4. The palladium hydride nanomaterial of any one of claims 1-3, wherein the nanostructures have sizes in a range of 1 nm to 200 nm, 1 nm to 100 nm, 1 nm to 80 nm, 1 nm to 60 nm, 1 nm to 40 nm, 1 nm to 20 nm, 1 nm to 18 nm, 10 nm to 18 nm, or 15 nm to 18 nm.

5. The palladium hydride nanomaterial of any one of claims 1-3, wherein the nanostructures are crystalline.

6. The palladium hydride nanomaterial of any one of claims 1-3, having a specific surface area of at least 1 m²/g, at least 5 m²/g, at least 10 m²/g, at least 15 m²/g, or at least 20 m²/g.

7. The palladium hydride nanomaterial of any one of claims 1-3, wherein the nanostructures include a beta-phase of palladium hydride.

8. A solution phase synthesis method to form a palladium hydride nanomaterial, comprising:

reacting a palladium-containing precursor in the presence of a surface-modification reagent in a liquid medium to form palladium hydride nanostructures.

9. The method of claim 8, wherein the liquid medium includes a hydrogen-containing solvent.

10. The method of claim 9, wherein the hydrogen-containing solvent is an amide.

11. The method of any one of claims 8-10, wherein the surface-modification reagent includes an amine.

12. The method of claim 11, wherein the amine includes 1-15, 1-10, 4-15, 4-10, 2-15, 2- 10, 1-5, or 2-5 carbon atoms per molecule.

13. The method of any one of claims 8-10, wherein the surface-modification reagent includes a thiol.

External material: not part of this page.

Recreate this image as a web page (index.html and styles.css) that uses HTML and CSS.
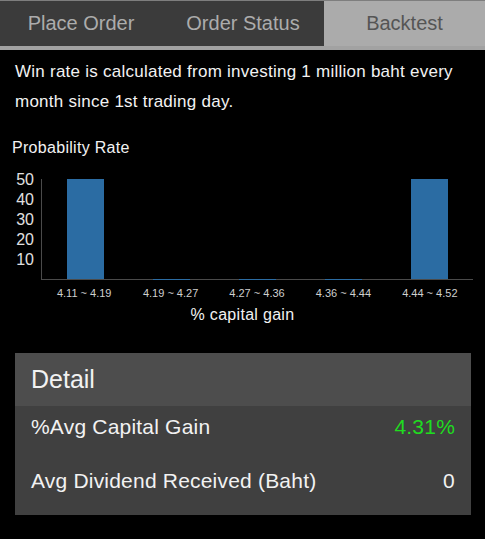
FILE: index.html
```html
<!DOCTYPE html>
<html>
<head>
<meta charset="utf-8">
<link rel="stylesheet" href="styles.css">
</head>
<body>
<div class="tabs">
  <div class="tab">Place Order</div>
  <div class="tab">Order Status</div>
  <div class="tab active">Backtest</div>
</div>
<p class="intro">Win rate is calculated from investing 1 million baht every month since 1st trading day.</p>
<div class="chart-title">Probability Rate</div>
<div class="chart">
  <div class="yaxis">
    <div>50</div><div>40</div><div>30</div><div>20</div><div>10</div>
  </div>
  <div class="plot-wrap">
    <div class="plot">
      <div class="band"><div class="bar" style="height:100px"></div></div>
      <div class="band"><div class="bar zero"></div></div>
      <div class="band"><div class="bar zero"></div></div>
      <div class="band"><div class="bar zero"></div></div>
      <div class="band"><div class="bar" style="height:100px"></div></div>
    </div>
    <div class="xlabels">
      <div>4.11 ~ 4.19</div>
      <div>4.19 ~ 4.27</div>
      <div>4.27 ~ 4.36</div>
      <div>4.36 ~ 4.44</div>
      <div>4.44 ~ 4.52</div>
    </div>
  </div>
</div>
<div class="xtitle">% capital gain</div>
<div class="card">
  <div class="card-head">Detail</div>
  <div class="card-body">
    <div class="row"><span>%Avg Capital Gain</span><span class="green">4.31%</span></div>
    <div class="row"><span>Avg Dividend Received (Baht)</span><span>0</span></div>
  </div>
</div>
</body>
</html>
```
FILE: styles.css
```css
html, body {
  margin: 0;
  padding: 0;
  background: #000;
  color: #f2f2f2;
  font-family: "Liberation Sans", Arial, sans-serif;
}
.tabs {
  display: grid;
  grid-template-columns: 162px 162px 1fr;
  border-top: 1px solid #7e7e7e;
  border-bottom: 4px solid #a2a2a2;
  background: #3b3b3b;
}
.tab {
  height: 45px;
  line-height: 45px;
  text-align: center;
  font-size: 20px;
  color: #acacac;
}
.tab.active {
  background: #ababab;
  color: #555;
}
.intro {
  margin: 7px 0 0;
  padding: 0 15px;
  font-size: 17px;
  letter-spacing: 0.25px;
  line-height: 30px;
}
.chart-title {
  margin-top: 21px;
  padding-left: 12px;
  font-size: 16px;
  letter-spacing: 0.3px;
  line-height: 20px;
}
.chart {
  display: flex;
  align-items: flex-start;
  margin-top: 12px;
}
.yaxis {
  width: 34px;
  padding-right: 7px;
  text-align: right;
  font-size: 16px;
  line-height: 20px;
  color: #e0e0e0;
}
.plot-wrap {
  width: 432px;
  margin-top: 9px;
}
.plot {
  display: flex;
  height: 100px;
  border-left: 1px solid #4a4a4a;
  border-bottom: 1px solid #4a4a4a;
}
.band {
  flex: 1;
  display: flex;
  justify-content: center;
  align-items: flex-end;
}
.bar {
  width: 37px;
  background: #2b6ca3;
}
.bar.zero {
  height: 1px;
  margin-bottom: -1px;
}
.xlabels {
  display: flex;
  margin-top: 6px;
  font-size: 11px;
  line-height: 14px;
  color: #cfcfcf;
}
.xlabels div {
  flex: 1;
  text-align: center;
}
.xtitle {
  margin-top: 5px;
  text-align: center;
  font-size: 16px;
  letter-spacing: 0.3px;
  line-height: 20px;
}
.card {
  margin: 28px 14px 0 15px;
  background: #404040;
}
.card-head {
  height: 53px;
  line-height: 53px;
  padding-left: 16px;
  font-size: 25px;
  background: #4d4d4d;
}
.card-body {
  padding: 9px 16px 22px 16px;
  display: flex;
  flex-direction: column;
  gap: 30px;
}
.row {
  display: flex;
  justify-content: space-between;
  font-size: 21px;
  letter-spacing: 0.2px;
  line-height: 24px;
}
.green {
  color: #1fdc1f;
}
```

14. The method of claim 13, wherein the thiol includes 1-15, 1-10, 4-15, 4-10, 2-15, 2-10, 1-5, or 2-5 carbon atoms per molecule.

15. A solution phase synthesis method to form a palladium hydride nanomaterial, comprising:

providing a dispersion of palladium nanostructures as seeds; and

reacting the seeds in the presence of a surface-modification reagent in a liquid medium to form palladium hydride nanostructures.

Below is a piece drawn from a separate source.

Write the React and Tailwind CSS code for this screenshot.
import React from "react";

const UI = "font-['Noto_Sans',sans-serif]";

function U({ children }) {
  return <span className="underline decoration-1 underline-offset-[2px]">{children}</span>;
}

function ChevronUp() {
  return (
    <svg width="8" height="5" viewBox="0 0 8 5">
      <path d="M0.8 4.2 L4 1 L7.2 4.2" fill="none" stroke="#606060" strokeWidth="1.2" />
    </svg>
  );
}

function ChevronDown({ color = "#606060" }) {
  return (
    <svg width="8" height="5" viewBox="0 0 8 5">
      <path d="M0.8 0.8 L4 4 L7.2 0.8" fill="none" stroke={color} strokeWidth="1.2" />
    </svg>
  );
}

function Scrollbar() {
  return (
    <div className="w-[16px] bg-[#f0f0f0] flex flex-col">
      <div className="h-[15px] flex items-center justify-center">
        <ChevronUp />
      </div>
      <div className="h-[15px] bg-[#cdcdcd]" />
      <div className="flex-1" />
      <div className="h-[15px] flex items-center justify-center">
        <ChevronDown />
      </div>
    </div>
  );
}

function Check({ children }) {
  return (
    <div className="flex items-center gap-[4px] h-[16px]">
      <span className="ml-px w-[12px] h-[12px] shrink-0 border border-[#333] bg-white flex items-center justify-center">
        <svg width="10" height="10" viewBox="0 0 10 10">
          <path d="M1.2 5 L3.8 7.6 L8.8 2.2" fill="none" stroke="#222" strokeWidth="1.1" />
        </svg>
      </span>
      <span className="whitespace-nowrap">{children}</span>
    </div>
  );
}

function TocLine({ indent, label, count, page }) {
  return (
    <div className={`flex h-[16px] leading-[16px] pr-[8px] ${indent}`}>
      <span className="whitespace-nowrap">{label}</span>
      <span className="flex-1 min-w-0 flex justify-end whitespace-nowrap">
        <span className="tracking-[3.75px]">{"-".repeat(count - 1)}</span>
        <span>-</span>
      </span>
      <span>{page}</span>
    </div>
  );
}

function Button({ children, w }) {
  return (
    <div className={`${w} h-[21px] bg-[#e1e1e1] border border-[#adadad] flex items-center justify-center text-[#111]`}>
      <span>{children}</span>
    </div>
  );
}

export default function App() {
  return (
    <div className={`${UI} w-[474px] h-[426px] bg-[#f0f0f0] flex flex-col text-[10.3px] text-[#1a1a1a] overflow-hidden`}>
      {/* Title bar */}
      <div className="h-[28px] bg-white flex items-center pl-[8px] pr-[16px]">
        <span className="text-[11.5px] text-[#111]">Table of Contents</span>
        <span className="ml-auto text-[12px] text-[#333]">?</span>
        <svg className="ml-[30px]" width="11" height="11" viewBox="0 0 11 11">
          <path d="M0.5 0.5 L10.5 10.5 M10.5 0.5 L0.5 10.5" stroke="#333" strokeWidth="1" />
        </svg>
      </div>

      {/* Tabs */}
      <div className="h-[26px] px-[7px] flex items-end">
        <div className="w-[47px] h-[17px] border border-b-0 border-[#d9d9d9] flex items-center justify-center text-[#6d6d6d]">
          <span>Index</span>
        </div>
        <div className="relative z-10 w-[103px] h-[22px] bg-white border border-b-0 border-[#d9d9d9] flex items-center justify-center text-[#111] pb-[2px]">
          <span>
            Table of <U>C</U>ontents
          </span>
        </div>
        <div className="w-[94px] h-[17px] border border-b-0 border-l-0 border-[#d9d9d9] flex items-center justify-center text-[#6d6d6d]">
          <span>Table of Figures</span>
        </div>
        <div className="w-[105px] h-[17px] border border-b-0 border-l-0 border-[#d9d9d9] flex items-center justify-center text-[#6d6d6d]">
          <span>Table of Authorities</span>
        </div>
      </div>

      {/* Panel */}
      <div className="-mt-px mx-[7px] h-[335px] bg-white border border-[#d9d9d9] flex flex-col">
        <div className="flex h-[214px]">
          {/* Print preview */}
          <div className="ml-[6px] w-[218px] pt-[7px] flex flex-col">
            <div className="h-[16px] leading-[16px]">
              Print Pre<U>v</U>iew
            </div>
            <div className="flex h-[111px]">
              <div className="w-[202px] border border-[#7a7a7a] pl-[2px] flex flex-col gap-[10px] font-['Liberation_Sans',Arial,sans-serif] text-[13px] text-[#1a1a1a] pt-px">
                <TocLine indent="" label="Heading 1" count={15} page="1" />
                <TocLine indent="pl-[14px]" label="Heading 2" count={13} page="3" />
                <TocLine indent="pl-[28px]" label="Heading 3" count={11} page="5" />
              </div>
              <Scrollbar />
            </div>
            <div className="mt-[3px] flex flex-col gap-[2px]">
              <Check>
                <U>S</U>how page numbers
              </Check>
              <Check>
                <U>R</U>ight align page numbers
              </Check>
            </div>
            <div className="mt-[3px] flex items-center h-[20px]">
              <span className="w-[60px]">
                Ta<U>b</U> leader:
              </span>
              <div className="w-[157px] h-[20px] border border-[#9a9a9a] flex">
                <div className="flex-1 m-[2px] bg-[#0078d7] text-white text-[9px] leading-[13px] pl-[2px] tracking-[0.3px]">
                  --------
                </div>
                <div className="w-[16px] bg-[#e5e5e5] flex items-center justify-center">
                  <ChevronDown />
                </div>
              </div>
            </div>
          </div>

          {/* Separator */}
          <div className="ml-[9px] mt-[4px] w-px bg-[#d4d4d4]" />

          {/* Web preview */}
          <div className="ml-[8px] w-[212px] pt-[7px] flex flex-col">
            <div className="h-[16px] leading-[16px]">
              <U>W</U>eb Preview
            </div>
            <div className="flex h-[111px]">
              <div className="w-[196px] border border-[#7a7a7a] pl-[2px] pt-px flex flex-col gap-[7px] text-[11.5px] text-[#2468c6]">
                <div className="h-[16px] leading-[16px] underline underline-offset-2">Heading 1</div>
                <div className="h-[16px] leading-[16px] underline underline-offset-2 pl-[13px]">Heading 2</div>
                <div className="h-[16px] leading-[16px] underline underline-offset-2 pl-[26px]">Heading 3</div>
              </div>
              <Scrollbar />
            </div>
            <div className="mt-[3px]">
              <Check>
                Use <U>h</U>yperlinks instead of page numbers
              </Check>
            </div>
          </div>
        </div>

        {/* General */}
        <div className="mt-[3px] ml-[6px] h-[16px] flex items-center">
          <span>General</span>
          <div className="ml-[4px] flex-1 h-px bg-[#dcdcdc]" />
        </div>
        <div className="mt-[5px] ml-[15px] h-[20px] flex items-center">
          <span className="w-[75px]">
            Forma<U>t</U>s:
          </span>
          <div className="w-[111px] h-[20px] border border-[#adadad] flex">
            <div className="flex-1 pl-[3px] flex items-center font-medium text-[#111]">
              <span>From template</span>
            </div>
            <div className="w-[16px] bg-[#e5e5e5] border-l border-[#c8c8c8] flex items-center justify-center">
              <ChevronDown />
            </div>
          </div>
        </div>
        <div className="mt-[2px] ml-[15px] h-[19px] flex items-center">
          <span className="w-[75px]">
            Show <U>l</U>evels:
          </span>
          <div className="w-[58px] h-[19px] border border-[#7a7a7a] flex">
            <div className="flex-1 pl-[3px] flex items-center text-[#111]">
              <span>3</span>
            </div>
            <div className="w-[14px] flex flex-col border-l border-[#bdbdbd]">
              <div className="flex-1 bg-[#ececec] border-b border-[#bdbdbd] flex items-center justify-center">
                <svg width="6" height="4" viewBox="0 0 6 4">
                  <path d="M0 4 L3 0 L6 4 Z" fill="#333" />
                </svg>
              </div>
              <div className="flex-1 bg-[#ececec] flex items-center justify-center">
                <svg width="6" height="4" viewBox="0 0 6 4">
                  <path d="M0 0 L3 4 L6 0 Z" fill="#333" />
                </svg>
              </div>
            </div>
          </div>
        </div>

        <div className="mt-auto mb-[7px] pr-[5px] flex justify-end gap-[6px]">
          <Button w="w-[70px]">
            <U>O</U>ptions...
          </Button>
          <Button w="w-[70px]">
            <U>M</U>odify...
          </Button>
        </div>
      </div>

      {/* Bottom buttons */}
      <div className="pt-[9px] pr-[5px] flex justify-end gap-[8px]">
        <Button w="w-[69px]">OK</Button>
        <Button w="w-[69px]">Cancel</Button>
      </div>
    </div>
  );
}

16. The method of claim 15, wherein the liquid medium includes an amide.

17. The method of any one of claims 15-16, wherein the surface-modification reagent includes an amine.

18. The method of claim 17, wherein the amine includes 1-15, 1-10, 4-15, 4-10, 2-15, 2- 10, 1-5, or 2-5 carbon atoms per molecule.

19. The method of any one of claims 15-16, wherein the surface-modification reagent includes a thiol.

20. The method of claim 19, wherein the thiol includes 1-15, 1-10, 4-15, 4-10, 2-15, 2-10, 1-5, or 2-5 carbon atoms per molecule.